La crisis hipotecaria y crediticia, que estalla en Estados Unidos en 2007 y contamina a toda Europa en 2008, obliga de nuevo a los Estados a emplear ingentes cantidades de dinero público para rescatar a las entidades financieras en peligro real de quiebra. Cuando hubiera podido pensarse que este esfuerzo presupuestario, a costa de los contribuyentes, legitimaría de nuevo a los poderes públicos para regular y poner orden en un sector financiero internacional, cuyas actuaciones especulativas sin freno ni límites pusieron en grave riesgo la estabilidad económica mundial, la sorpresa fue que todo sucedió al revés. Este capitalismo especulativo tomó las riendas del poder anulando a los Estados que habían acudido a su rescate con grandes partidas de gasto público, y que habían hecho frente con elevados costes de deuda y déficit a los desastres sociales que, en términos de paro y recesión, había ocasionado la crisis económica real que desencadenaron sus propios desórdenes financieros.
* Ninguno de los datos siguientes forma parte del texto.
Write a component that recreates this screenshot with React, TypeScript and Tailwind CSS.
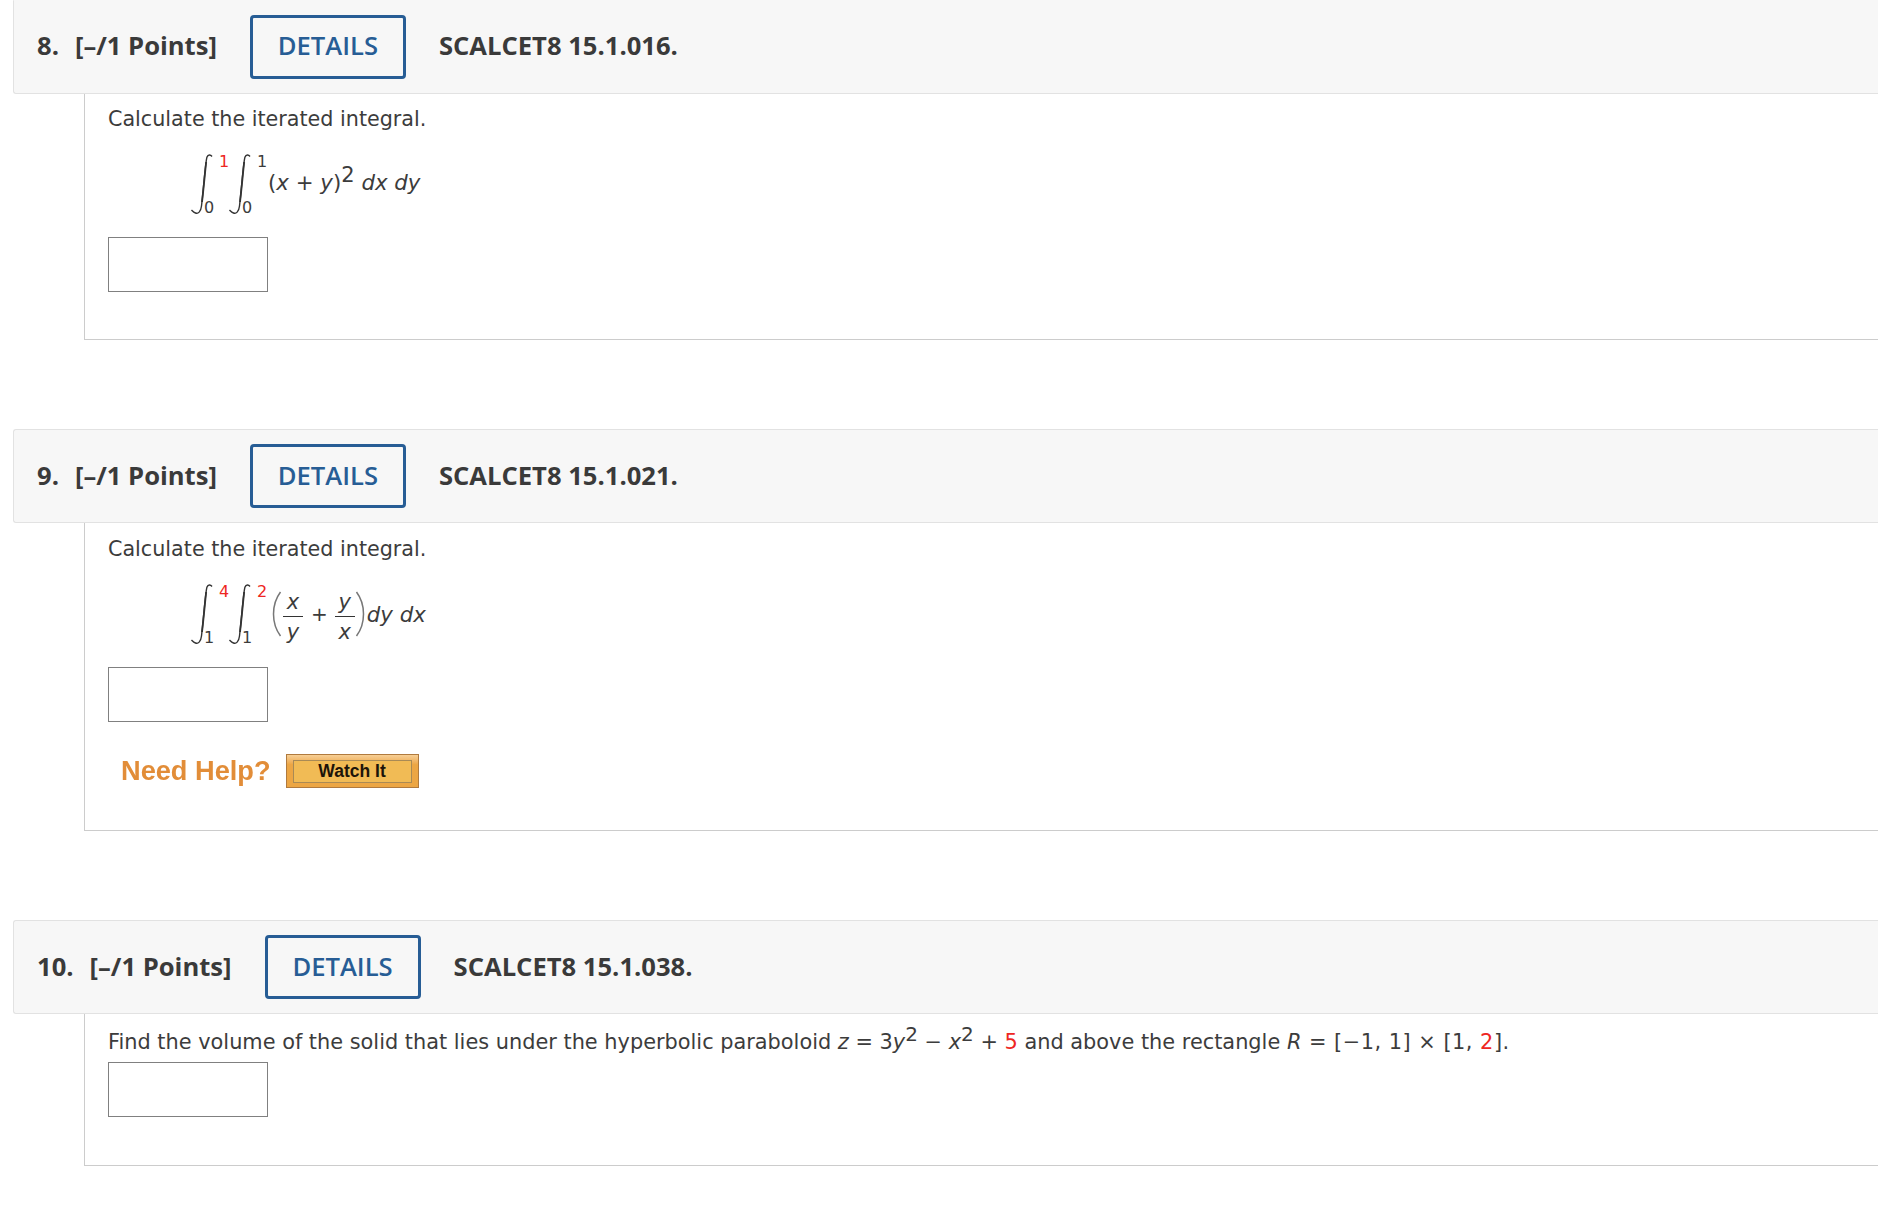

Una vez contaminadas las cuentas públicas, la situación se transformó en una crisis de deuda soberana que dejó a los Estados a merced de los mercados, imponiéndoles unas políticas de ajuste mediante las cuales los desequilibrios generados por la hipertrofia de un sistema financiero internacional especulativo y desmedidamente ambicioso e imprudente, serían compensados a costa de unas rigurosas limitaciones del gasto y un desastroso deterioro de los servicios públicos básicos, generadores de recesión, desempleo y empobrecimiento.

Esos mercados, cuyos impulsos son dirigidos por unas instituciones económicas internacionales sometidas al mandato de unos gobernantes fuertemente imbuidos de las ideologías liberales más extremas, encuentran su fortaleza en la debilidad de los países más endeudados. Son inexorables. Quieren más ajustes pero con eso no les basta. Necesitan que crezcamos para que generemos riqueza y ellos puedan cobrar sus deudas e intereses, pero sus políticas nos bloquean. Quieren que sigamos haciendo parte de lo que estamos haciendo, pero no confían en que nuestro modelo territorial pueda gestionarse de manera más racional. Desconfían de las Comunidades Autónomas y exigen recortes, que afectarán a áreas sociales tan sensibles como la sanidad y la educación. Y, en este contexto de crisis global, una nueva víctima: las corporaciones locales, que nunca disfrutaron en la Hacienda española del nivel financiero que les correspondería en función de la importancia de los servicios que prestan por la inmediatez de su presencia institucional ante los ciudadanos. Eso las ha llevado a una situación crítica, debida en buena medida a los denominados “servicios impropios” que prestan a la comunidad vecinal. De ahí las estrecheces financieras de las Haciendas Locales, que no se derivan de posibles ineficiencias o despilfarros, ámbitos en los que tantas veces la anécdota se eleva a categoría, como de su tradicional falta de recursos, endémica en la historia fiscal de nuestro país y pendiente de corregir cuando sea abordada la segunda descentralización que, si en este escenario de penurias económicas es impensable a corto plazo, no debe ser olvidada cuando se reestructure y reequilibre el modelo territorial español, como habrá de suceder cuando pase lo peor de esta larga crisis.